Interface markup and scripts:
####
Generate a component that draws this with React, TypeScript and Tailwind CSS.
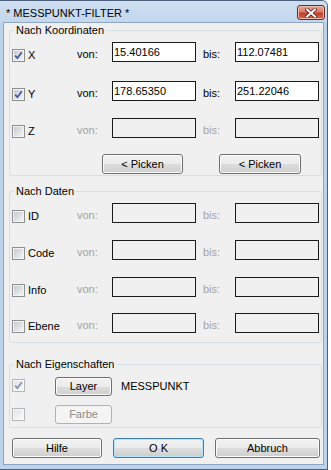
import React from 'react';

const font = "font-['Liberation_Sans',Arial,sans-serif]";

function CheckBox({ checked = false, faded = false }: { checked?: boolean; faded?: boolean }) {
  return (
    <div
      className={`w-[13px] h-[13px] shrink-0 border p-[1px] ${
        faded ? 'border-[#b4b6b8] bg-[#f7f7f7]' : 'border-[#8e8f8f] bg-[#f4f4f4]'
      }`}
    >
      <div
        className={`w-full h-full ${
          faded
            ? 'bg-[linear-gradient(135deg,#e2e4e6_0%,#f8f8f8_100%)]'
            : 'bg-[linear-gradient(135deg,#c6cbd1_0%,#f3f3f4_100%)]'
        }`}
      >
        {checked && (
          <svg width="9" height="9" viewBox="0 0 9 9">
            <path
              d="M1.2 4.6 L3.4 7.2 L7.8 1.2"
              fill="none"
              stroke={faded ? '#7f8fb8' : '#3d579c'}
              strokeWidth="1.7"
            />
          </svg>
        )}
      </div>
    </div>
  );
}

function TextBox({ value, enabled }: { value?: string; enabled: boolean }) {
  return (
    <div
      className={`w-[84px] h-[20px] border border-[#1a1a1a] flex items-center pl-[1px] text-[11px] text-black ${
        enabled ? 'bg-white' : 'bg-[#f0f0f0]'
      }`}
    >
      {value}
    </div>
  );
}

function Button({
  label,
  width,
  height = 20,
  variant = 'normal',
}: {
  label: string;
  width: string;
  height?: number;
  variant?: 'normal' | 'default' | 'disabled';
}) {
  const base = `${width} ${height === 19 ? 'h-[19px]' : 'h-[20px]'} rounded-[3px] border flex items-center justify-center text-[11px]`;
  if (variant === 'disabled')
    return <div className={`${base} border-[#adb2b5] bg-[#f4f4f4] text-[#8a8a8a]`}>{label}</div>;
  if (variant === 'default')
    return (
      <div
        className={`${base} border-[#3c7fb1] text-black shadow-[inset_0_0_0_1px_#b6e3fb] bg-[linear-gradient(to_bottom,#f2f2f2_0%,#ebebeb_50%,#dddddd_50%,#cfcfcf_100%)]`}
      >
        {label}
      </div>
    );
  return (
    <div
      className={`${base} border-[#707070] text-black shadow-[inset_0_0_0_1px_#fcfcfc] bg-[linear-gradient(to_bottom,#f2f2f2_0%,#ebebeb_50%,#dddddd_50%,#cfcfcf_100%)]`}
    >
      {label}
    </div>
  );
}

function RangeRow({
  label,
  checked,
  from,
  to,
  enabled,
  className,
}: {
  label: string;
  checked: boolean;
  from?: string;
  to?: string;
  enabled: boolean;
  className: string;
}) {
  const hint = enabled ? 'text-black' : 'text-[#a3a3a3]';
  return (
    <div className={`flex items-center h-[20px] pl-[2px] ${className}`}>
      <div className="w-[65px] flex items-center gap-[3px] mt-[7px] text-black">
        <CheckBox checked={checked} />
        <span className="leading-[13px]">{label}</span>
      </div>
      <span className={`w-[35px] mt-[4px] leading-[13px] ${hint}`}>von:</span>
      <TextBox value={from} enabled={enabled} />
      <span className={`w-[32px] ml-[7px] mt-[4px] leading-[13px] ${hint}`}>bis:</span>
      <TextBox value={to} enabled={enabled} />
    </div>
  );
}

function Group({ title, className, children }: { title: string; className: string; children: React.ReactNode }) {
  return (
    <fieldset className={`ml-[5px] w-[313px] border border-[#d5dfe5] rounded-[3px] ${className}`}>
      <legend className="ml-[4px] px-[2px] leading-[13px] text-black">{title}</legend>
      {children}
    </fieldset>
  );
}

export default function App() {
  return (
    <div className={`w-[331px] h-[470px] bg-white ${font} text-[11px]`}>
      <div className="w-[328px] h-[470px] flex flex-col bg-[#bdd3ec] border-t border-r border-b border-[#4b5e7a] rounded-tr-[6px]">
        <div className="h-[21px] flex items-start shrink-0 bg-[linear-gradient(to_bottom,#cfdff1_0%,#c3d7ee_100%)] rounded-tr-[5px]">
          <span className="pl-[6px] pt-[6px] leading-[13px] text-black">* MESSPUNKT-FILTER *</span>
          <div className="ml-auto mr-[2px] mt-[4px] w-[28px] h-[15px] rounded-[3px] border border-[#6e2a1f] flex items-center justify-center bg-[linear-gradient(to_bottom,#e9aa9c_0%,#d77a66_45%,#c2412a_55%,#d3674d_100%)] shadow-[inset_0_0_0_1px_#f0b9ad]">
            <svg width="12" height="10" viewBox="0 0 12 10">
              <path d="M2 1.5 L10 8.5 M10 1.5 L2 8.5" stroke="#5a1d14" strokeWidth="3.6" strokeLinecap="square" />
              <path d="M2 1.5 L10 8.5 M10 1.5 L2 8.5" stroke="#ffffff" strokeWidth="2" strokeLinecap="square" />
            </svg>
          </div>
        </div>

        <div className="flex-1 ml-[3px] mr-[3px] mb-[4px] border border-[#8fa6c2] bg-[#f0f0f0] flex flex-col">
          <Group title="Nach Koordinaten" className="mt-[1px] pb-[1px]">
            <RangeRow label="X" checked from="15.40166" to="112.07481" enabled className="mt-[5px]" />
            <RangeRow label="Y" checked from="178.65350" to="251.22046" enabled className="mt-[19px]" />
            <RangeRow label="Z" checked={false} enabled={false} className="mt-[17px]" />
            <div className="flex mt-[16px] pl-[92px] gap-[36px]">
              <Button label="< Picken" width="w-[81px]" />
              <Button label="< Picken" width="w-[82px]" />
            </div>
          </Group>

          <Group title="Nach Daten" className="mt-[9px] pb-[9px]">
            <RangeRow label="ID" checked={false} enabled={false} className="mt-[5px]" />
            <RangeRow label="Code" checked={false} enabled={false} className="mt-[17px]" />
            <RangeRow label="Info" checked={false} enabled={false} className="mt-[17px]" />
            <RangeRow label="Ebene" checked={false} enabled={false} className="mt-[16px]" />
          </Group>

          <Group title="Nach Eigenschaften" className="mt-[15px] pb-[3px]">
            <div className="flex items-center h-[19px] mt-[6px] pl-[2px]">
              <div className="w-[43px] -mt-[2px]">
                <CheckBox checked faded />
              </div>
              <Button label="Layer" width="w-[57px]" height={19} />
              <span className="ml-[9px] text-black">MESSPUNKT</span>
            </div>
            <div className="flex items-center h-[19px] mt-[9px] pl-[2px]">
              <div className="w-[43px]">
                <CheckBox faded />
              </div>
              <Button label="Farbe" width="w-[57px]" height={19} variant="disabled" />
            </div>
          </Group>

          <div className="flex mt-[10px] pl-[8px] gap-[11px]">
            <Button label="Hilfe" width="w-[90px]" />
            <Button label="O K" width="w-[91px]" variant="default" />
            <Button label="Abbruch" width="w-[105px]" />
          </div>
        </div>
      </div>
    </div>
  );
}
####
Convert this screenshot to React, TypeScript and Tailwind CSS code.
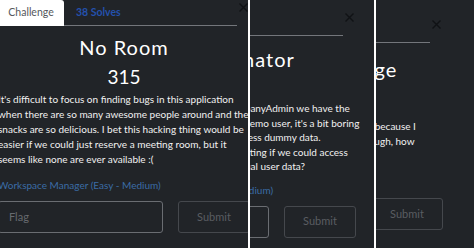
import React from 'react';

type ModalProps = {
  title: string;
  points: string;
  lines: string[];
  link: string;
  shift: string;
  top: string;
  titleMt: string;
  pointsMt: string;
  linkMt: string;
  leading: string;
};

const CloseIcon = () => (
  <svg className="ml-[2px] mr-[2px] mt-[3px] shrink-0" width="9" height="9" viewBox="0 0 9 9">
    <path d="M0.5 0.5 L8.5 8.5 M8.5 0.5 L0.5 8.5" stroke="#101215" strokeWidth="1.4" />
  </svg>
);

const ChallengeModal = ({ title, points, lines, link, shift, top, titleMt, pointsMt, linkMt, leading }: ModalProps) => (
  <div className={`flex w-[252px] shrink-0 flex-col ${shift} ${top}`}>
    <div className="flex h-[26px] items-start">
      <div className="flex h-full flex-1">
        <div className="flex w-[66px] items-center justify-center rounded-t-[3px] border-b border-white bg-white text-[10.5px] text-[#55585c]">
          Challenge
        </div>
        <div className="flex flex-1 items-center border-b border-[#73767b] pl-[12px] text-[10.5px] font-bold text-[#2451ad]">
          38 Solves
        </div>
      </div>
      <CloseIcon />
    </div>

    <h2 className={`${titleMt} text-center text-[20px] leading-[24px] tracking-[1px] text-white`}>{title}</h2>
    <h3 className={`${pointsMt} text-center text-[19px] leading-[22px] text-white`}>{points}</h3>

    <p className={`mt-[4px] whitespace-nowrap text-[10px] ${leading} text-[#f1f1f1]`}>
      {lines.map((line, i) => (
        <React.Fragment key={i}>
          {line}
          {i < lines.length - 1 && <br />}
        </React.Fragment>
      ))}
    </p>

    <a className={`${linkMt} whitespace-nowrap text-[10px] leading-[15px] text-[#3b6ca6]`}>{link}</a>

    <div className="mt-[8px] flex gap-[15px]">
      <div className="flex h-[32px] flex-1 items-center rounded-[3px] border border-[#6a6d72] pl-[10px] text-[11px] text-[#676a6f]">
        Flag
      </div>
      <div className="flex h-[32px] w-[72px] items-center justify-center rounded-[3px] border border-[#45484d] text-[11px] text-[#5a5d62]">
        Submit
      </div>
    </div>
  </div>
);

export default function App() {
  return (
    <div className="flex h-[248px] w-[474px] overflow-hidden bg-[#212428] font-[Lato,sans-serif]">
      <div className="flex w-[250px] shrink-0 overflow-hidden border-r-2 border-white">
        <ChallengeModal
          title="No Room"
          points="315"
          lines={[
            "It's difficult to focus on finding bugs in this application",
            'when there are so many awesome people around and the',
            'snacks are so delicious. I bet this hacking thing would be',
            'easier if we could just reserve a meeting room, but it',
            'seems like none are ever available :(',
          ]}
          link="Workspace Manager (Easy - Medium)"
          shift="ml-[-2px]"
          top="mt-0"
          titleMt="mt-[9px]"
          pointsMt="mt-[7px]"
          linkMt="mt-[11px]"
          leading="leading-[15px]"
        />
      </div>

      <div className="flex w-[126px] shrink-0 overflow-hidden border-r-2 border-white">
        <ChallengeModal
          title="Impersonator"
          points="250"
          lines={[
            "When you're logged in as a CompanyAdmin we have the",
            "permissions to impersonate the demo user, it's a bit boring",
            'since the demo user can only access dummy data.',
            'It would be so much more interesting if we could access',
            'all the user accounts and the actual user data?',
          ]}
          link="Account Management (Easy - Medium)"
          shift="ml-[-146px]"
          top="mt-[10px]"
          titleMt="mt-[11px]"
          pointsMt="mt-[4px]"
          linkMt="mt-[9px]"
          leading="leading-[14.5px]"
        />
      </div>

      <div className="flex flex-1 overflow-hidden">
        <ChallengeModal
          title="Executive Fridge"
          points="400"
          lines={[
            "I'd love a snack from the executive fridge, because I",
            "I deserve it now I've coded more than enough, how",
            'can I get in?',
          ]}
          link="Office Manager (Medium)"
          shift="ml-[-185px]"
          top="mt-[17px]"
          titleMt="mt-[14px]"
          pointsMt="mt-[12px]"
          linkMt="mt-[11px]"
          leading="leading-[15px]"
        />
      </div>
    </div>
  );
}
####
AIM OF THE TASK |
Return every line holding the word "this" from the records.

THE RESULT |
Generate a component that draws this with React, TypeScript and Tailwind CSS.
Convert this screenshot to React, TypeScript and Tailwind CSS code.
            "It's difficult to focus on finding bugs in this application",
            'snacks are so delicious. I bet this hacking thing would be',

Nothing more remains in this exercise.